SDLT, as any property purchaser will know all too well, is a tax on land transactions in England and Northern Ireland. (Since 2015 Scotland has had a similar Land and Buildings Transaction Tax, and Wales replaced SDLT with its own Land Transaction Tax in 2018.)

If enacted into law, the proposed surcharge will effectively add 1 per cent to all existing SDLT rates where the purchaser, firstly, is not resident anywhere in the UK, and, secondly, buys residential property in England or Northern Ireland. An individual resident in Scotland, for example, will not be subject to the surcharge, nor will a non-resident purchaser of commercial property.

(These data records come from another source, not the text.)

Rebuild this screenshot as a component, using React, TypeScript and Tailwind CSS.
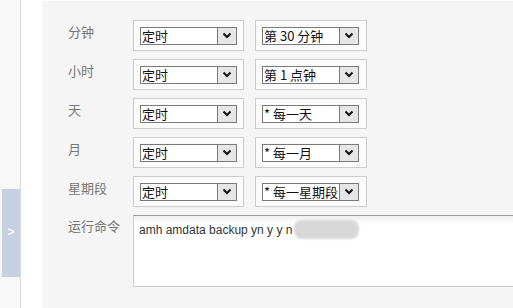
import React from 'react';

interface CronRow {
  label: string;
  mode: string;
  value: string;
}

const rows: CronRow[] = [
  { label: '分钟', mode: '定时', value: '第 30 分钟' },
  { label: '小时', mode: '定时', value: '第 1 点钟' },
  { label: '天', mode: '定时', value: '* 每一天' },
  { label: '月', mode: '定时', value: '* 每一月' },
  { label: '星期段', mode: '定时', value: '* 每一星期段' },
];

const cjk = "font-['SimSun','Noto_Sans_CJK_SC',sans-serif]";

// 模拟老式下拉框
const FakeSelect: React.FC<{ text: string; wide?: boolean }> = ({ text, wide }) => (
  <div
    className={`flex h-[31px] items-center border border-[#cdcdcd] bg-[#fbfbfb] px-[6px] ${
      wide ? 'w-[112px]' : 'w-[111px]'
    }`}
  >
    <div className="flex h-[18px] w-[97px] border border-[#7a7a7a] bg-white">
      <span
        className={`flex flex-1 items-center overflow-hidden whitespace-nowrap pl-[1px] text-[13px] leading-none text-[#111] ${cjk}`}
      >
        {text}
      </span>
      <span className="flex w-[19px] items-center justify-center border-l border-[#7a7a7a] bg-[#e6e6e6]">
        <svg width="10" height="7" viewBox="0 0 10 7">
          <path d="M1.5 1.5 L5 5 L8.5 1.5" stroke="#111" strokeWidth="2" fill="none" />
        </svg>
      </span>
    </div>
  </div>
);

export default function App() {
  return (
    <div className="flex h-[308px] w-[513px] overflow-hidden bg-white">
      {/* 收起的侧栏 */}
      <div className="w-[21px] shrink-0 border-r border-[#dadada] bg-[#f8f8f8] pt-[189px] pl-[2px]">
        <div className="flex h-[88px] items-start justify-center bg-[#c6d0e0] pt-[37px]">
          <span className="font-['Liberation_Sans',sans-serif] text-[12px] font-bold leading-[12px] text-white">&gt;</span>
        </div>
      </div>
      <div className="w-[21px] shrink-0 bg-white" />

      <div className="flex-1 border-t border-[#fdfdfd] bg-[#f5f5f5] pt-[19px] pl-[26px]">
        <div className="flex flex-col gap-[8px]">
          {rows.map((r) => (
            <div key={r.label} className="flex">
              <div className={`w-[65px] pt-[4px] text-[13px] leading-[16px] text-[#777] ${cjk}`}>{r.label}</div>
              <div className="flex gap-[11px]">
                <FakeSelect text={r.mode} />
                <FakeSelect text={r.value} wide />
              </div>
            </div>
          ))}
          <div className="flex">
            <div className={`w-[65px] pt-[3px] text-[13px] leading-[16px] text-[#777] ${cjk}`}>运行命令</div>
            <div className="relative h-[72px] w-[420px] border border-[#cccccc] border-t-[#9a9a9a] bg-gradient-to-b from-[#f0f0f0] to-white to-[12%] px-[5px] pt-[6px]">
              <span className="block font-['Liberation_Sans',sans-serif] text-[12px] leading-[16px] text-[#333]">
                amh amdata backup yn y y n
              </span>
              <span className="absolute left-[160px] top-[4px] h-[19px] w-[65px] rounded-[8px] bg-[#d8d8d8] blur-[1px]" />
            </div>
          </div>
        </div>
      </div>
    </div>
  );
}
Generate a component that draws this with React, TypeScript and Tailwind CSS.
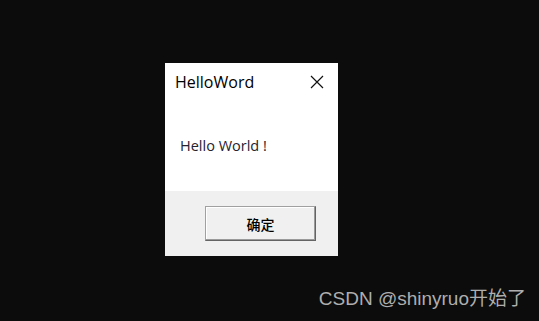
import React from "react";

export default function App() {
  return (
    <div className="relative h-[321px] w-[539px] overflow-hidden bg-[#0c0c0c] pl-[165px] pt-[63px]" style={{ fontFamily: '"Noto Sans", "Noto Sans CJK SC", sans-serif' }}>
      <div className="flex h-[193px] w-[173px] flex-col bg-white">
        <div className="flex h-[128px] flex-col">
          <div className="flex h-[37px] items-center justify-between pl-[10px] pr-[14px]">
            <span className="text-[16px] leading-none text-black" style={{ fontFamily: '"Open Sans", "Noto Sans", sans-serif' }}>HelloWord</span>
            <svg width="14" height="14" viewBox="0 0 14 14" className="mt-[1px]">
              <path d="M1 1 L13 13 M13 1 L1 13" stroke="#111" strokeWidth="1.2" fill="none" />
            </svg>
          </div>
          <div className="pl-[15px] pt-[39px] text-[14.5px] leading-none text-[#26222e]" style={{ fontFamily: '"Open Sans", "Noto Sans", sans-serif' }}>
            Hello World !
          </div>
        </div>
        <div className="flex flex-1 items-start bg-[#f0f0f0] pl-[40px] pt-[15px]">
          <div className="flex h-[35px] w-[111px] items-center justify-center border border-t-[#a0a0a0] border-l-[#a0a0a0] border-b-[#646464] border-r-[#646464] bg-[#f0f0f0] shadow-[inset_-1px_-1px_0_#9a9a9a,inset_1px_1px_0_#ffffff]">
            <span className="text-[14px] font-medium leading-none text-black" style={{ fontFamily: '"Noto Sans CJK SC", sans-serif' }}>确定</span>
          </div>
        </div>
      </div>
      <div className="absolute right-[13px] top-[287px] text-[19px] leading-[24px] text-[#aeaeae]" style={{ fontFamily: '"Liberation Sans", "Noto Sans CJK SC", sans-serif' }}>
        CSDN @shinyruo开始了
      </div>
    </div>
  );
}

To illustrate, take an individual who intends to buy a house in England worth £2 million. Currently, if the individual does not own another property anywhere else in the world, he will pay SDLT at a graduated rate up to 12 per cent. If, however, he does already own another property, he will pay SDLT at a graduated rate up to 15 per cent. If the surcharge comes into effect and our purchaser is not resident in the UK, he would pay the graduated rate up to 13 per cent or 16 per cent in those respective scenarios.

Corporate entities are currently subject to a 15 per cent flat rate of SDLT, and that rate will rise to 16 per cent for non-resident corporates. Reliefs will generally continue to apply as normal.

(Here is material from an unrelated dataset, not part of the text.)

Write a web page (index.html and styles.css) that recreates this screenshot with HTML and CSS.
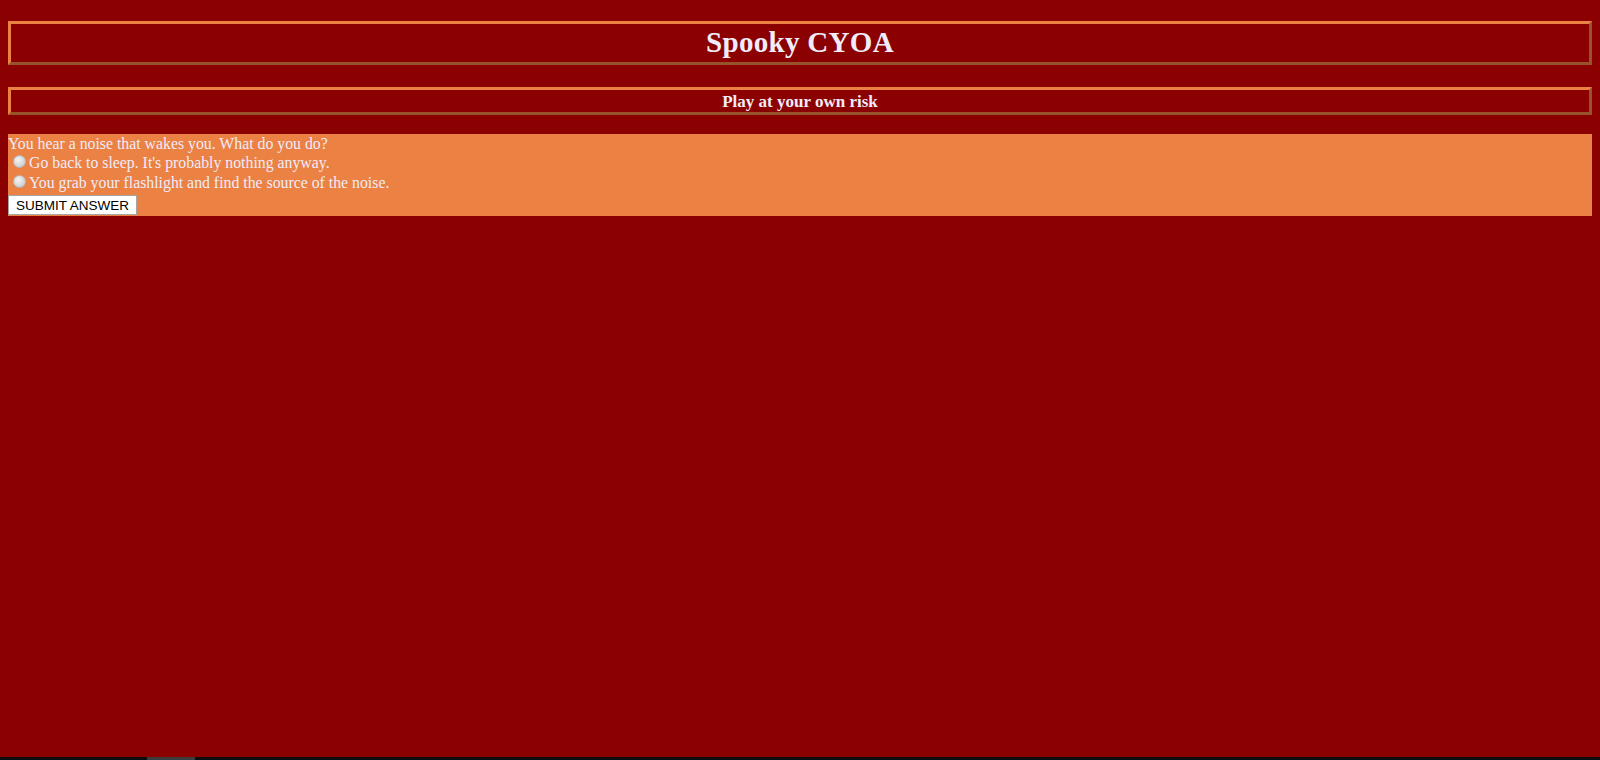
FILE: index.html
```html
<!DOCTYPE html>
<html>
<head>
<meta charset="utf-8">
<title>Spooky CYOA</title>
<link rel="stylesheet" href="styles.css">
</head>
<body>
<header class="title-box"><h1 class="title">Spooky CYOA</h1></header>
<div class="sub-box"><h2 class="subtitle">Play at your own risk</h2></div>
<form class="story">
  <div class="question">You hear a noise that wakes you. What do you do?</div>
  <label class="choice"><input type="radio" name="c" class="radio">Go back to sleep. It's probably nothing anyway.</label>
  <label class="choice"><input type="radio" name="c" class="radio">You grab your flashlight and find the source of the noise.</label>
  <button type="button" class="submit">SUBMIT ANSWER</button>
</form>
<div class="hscroll"><div class="thumb"></div></div>
</body>
</html>
```
FILE: styles.css
```css
html, body { height: 100%; }
body {
  margin: 0;
  padding: 21px 8px 0;
  box-sizing: border-box;
  background: #8b0000;
  color: #f0ecfb;
  font-family: "Liberation Serif", "DejaVu Serif", serif;
  overflow: hidden;
}
.title-box {
  border: 3px outset #eb8142;
  height: 44px;
  box-sizing: border-box;
  display: flex;
  align-items: center;
  justify-content: center;
}
.title {
  margin: 0;
  font-size: 29px;
  font-weight: bold;
  letter-spacing: 0.3px;
  line-height: 1;
  padding-bottom: 2px;
}
.sub-box {
  margin-top: 22px;
  border: 3px outset #eb8142;
  height: 28px;
  box-sizing: border-box;
  display: flex;
  align-items: center;
  justify-content: center;
}
.subtitle {
  margin: 0;
  font-size: 17px;
  font-weight: bold;
  line-height: 1;
}
.story {
  margin-top: 19px;
  background: #eb8142;
  height: 82px;
  display: flex;
  flex-direction: column;
  align-items: flex-start;
  font-size: 15.8px;
}
.question { line-height: 19px; height: 19px; }
.choice { display: flex; align-items: center; line-height: 20px; height: 20px; }
.radio {
  appearance: none;
  -webkit-appearance: none;
  width: 13px;
  height: 13px;
  margin: 0 3px 3px 5px;
  border-radius: 50%;
  border: 1px solid #b8b8b8;
  background: radial-gradient(circle at 40% 35%, #f4f4f4 0%, #d6d6d6 60%, #bdbdbd 100%);
  box-sizing: border-box;
}
.submit {
  margin-top: 2px;
  height: 20px;
  width: 129px;
  padding: 0;
  background: #fff;
  border: 1px solid #a6a6a6;
  font-family: "Liberation Sans", Arial, sans-serif;
  font-size: 13.5px;
  color: #000;
  border-radius: 0;
}
.hscroll {
  position: fixed;
  left: 0;
  right: 0;
  bottom: 0;
  height: 3px;
  background: #0d0f0f;
}
.thumb {
  position: absolute;
  left: 147px;
  width: 48px;
  top: 0;
  bottom: 0;
  background: #3c3c3c;
}
```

For the purposes of the surcharge, the proposed rules on non-residency are more straightforward than existing non-residency rules for other taxes. It is intended that a purchaser will be treated as non-resident if he has spent fewer than 183 days (midnights) in the UK in the 12 months preceding the effective date of the transaction (usually completion of the purchase). For other types of purchasers, such as companies, partnerships and trusts, the rules are more complicated.

If an individual who was subject to the surcharge spends 183 days or more in the UK in the 12 months following the effective date of the transaction he will be eligible for a refund of the 1 per cent surcharge and will have 24 months from the effective date to claim it.

Since its introduction in 2003 (when it replaced the old stamp duty for land transactions), SDLT has been variously used by successive governments to manipulate demand at different levels of the housing market, increase home ownership by first time buyers, and raise revenue.

The proposed 1 per cent surcharge is a case in point. The government announced that the proceeds of the surcharge will be put towards measures to tackle rough sleeping. However, in her conference speech, the Prime Minister also justified the policy on the grounds that it would ‘help level the playing field for British buyers’ by raising the rates on purchasers ‘who do not live and pay taxes in the UK’.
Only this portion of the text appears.